La dimenticanza del territorio e dell’agricoltura nei piani del nuovo governo – il ragionamento resta tale anche se scrivo scarsa attenzione – renderà ancora più difficile il ruolo del nuovo ministro – torna ad essere donna del nostro sud – che ha il compito, urgente, di predisporre programmi e progetti capaci di frenare e, nel contempo, rilanciare la sola agricoltura possibile per la natura dei nostri territori, quella che vede l’uomo protagonista e non la macchina e la chimica, che sono e devono rimanere strumenti da utilizzare poco o niente.
Si può parlare dell’agricoltura – è una mia convinzione – solo se una donna o un uomo sono i suoi protagonisti.
La sola agricoltura capace di alimentare la fertilità del suolo e non di distruggerla; presidiare il territorio e non di portalo all’abbandono; dare una risposta, di bontà e di salute, agli attuali 7,5 miliardi di esseri umani che abitano il globo e, anche, ai 10 miliardi che lo abiteranno nel 2050. Non pensare all’agricoltura vuol dire programmare, ancora una volta, uno sviluppo bloccato in partenza in mancanza del perno necessario perché possa girare, e, così, procedere per andare avanti, lontano.
Un’agricoltura, certo, da riorganizzare con nuove forme associative perché la qualità e la diversità diventino possibilità di un’offerta capace di rispondere alla domanda del mercato che si vuole conquistare.
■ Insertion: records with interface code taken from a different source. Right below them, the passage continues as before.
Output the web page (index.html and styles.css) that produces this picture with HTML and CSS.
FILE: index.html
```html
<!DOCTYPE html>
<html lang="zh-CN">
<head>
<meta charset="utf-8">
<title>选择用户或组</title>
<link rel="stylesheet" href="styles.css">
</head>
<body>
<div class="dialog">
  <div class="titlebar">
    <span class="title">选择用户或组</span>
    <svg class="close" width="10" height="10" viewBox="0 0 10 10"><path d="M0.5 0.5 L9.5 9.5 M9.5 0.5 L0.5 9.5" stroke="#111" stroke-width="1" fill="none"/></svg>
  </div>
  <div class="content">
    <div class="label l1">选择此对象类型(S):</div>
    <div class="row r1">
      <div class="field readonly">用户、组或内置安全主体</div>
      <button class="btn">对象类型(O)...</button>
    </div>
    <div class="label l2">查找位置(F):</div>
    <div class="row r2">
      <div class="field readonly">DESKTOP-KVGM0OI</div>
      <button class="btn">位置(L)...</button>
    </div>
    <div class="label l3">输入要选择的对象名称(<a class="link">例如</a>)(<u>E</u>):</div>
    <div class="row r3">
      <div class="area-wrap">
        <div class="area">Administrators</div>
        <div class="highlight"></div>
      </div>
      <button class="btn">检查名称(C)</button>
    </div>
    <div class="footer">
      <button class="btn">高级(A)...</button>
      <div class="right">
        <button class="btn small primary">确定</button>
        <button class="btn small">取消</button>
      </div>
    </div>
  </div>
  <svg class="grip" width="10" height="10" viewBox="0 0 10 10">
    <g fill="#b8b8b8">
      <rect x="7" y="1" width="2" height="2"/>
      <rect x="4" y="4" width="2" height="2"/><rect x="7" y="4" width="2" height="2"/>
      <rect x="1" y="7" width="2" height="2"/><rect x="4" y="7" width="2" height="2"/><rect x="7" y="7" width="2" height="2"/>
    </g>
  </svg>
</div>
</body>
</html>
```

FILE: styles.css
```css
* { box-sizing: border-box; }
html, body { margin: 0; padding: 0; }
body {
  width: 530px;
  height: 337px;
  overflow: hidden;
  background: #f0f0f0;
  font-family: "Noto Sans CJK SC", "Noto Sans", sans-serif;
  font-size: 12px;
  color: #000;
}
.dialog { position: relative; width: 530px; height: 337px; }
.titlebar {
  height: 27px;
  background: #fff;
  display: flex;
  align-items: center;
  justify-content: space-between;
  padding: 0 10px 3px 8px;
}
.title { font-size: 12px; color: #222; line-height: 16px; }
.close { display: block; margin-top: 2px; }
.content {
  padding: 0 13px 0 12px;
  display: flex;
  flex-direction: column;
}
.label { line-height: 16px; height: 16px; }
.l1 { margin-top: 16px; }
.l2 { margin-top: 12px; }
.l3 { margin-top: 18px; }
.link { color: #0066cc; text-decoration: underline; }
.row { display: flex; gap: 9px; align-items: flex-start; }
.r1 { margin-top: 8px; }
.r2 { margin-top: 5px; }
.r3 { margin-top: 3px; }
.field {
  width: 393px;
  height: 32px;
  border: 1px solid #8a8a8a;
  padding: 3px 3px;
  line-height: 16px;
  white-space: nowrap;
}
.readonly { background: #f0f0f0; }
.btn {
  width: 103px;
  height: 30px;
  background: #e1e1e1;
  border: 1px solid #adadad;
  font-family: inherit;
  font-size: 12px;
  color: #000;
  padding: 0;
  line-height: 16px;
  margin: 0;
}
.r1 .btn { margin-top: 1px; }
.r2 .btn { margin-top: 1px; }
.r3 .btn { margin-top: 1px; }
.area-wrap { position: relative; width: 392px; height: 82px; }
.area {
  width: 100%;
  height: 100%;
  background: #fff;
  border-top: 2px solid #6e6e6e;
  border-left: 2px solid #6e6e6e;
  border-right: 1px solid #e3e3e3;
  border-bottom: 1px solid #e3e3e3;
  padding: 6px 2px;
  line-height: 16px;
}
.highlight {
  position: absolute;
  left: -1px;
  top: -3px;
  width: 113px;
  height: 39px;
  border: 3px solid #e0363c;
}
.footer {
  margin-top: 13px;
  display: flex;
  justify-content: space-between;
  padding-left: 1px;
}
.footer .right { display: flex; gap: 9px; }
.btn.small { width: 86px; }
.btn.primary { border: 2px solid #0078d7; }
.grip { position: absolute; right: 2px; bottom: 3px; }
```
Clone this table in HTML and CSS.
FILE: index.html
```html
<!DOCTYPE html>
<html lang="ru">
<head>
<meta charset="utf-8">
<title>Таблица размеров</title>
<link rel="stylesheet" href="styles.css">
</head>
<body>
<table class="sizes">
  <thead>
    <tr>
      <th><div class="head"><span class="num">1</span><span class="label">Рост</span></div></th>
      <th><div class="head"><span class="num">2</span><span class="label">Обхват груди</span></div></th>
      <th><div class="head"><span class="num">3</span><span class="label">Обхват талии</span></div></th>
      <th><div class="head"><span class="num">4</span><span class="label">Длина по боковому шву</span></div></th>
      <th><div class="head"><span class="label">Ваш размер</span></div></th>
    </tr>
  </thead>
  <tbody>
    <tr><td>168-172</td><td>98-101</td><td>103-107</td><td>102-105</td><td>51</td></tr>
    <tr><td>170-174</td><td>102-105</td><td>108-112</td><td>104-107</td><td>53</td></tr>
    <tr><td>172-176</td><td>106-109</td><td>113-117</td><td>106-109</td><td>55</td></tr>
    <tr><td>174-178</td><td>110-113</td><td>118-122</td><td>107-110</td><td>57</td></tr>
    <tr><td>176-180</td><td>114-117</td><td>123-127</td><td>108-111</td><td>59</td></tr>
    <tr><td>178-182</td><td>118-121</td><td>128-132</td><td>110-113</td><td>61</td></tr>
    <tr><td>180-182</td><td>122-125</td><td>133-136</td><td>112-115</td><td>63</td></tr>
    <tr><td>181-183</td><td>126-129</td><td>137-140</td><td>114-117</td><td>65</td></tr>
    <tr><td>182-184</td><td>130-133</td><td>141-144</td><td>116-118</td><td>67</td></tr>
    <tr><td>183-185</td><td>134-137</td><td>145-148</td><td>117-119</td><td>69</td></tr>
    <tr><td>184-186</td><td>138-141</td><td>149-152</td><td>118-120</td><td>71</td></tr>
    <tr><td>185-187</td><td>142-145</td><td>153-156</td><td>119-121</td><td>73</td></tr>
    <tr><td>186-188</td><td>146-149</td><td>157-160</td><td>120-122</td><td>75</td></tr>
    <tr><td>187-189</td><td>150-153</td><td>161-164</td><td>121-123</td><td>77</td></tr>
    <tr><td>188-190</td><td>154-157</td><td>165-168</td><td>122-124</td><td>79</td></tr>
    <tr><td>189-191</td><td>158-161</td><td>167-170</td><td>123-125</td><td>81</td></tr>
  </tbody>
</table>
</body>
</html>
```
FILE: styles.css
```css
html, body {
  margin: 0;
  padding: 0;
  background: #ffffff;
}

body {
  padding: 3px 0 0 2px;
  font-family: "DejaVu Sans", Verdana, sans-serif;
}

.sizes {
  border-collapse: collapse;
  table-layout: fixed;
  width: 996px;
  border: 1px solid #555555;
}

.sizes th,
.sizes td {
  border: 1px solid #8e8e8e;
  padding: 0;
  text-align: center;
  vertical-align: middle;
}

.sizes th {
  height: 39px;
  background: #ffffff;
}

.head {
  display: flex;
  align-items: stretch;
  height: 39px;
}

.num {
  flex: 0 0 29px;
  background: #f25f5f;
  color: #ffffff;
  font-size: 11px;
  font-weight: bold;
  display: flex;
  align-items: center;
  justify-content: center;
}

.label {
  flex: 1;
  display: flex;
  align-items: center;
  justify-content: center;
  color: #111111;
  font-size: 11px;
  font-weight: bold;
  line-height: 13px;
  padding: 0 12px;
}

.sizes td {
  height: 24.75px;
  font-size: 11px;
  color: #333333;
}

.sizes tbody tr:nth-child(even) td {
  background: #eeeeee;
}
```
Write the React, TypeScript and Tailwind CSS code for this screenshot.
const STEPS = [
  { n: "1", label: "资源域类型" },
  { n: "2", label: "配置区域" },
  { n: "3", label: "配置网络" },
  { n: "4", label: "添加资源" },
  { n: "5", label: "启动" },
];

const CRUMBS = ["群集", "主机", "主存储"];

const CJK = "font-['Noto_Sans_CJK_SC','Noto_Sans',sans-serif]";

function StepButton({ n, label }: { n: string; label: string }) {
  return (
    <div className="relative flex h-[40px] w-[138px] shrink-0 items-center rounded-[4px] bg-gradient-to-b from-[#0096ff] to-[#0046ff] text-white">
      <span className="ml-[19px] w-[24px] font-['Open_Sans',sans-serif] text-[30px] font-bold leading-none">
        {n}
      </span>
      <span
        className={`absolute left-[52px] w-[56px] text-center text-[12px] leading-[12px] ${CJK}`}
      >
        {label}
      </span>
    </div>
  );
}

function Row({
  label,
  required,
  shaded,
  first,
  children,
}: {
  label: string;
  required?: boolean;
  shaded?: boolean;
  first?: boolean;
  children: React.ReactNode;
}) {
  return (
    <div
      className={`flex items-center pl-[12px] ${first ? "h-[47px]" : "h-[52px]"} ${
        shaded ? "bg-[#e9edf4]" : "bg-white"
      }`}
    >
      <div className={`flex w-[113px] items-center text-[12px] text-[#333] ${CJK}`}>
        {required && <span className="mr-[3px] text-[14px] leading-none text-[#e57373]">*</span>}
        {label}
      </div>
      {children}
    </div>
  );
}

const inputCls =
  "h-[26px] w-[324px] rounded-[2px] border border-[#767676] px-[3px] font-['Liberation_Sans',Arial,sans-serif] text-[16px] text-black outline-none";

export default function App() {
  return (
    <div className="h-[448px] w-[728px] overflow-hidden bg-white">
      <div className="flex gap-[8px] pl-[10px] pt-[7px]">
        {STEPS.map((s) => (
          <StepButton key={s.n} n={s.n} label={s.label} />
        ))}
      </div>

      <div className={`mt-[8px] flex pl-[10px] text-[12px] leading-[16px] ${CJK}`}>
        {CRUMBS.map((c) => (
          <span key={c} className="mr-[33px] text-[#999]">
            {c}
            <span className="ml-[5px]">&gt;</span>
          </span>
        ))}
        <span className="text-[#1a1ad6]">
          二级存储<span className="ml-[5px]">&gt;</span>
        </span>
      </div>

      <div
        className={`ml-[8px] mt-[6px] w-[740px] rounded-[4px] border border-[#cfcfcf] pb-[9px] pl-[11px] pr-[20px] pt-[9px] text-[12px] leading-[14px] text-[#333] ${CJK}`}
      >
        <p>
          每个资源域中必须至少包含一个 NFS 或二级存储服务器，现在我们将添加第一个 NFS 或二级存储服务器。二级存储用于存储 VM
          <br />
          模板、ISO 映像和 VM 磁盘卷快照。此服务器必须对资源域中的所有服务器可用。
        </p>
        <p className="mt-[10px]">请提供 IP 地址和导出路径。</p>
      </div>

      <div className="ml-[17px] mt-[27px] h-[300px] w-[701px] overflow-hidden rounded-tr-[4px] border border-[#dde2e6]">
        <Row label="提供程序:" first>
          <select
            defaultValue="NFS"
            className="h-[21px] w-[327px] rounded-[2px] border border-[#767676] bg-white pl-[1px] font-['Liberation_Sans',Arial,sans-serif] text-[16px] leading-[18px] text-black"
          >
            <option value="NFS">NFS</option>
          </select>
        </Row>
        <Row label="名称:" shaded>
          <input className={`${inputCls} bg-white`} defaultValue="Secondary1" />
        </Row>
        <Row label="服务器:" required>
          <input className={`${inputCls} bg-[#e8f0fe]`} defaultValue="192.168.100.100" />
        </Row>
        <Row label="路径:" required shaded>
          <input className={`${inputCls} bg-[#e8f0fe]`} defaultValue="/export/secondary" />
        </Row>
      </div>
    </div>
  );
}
Sta qui la necessità di un’agricoltura che torni ad essere perno di un nuovo tipo di sviluppo, con le sue produzioni da promuovere e valorizzare per fare di essa una componente ancora più forte dell’immagine dell’Italia.
Fare questo anche per attivare i turismi possibili che il mondo rurale e la sua attività sono in grado di promuovere e realizzare, grazie al primato delle eccellenze enogastronomiche, tutti straordinari testimoni dei territori di origine della qualità e dei valori della ruralità.
Con la possibilità di vedere lo splendore di paesaggi unici e di gustare la bontà dei prodotti, c’è anche quella di vivere esperienze uniche e irripetibili.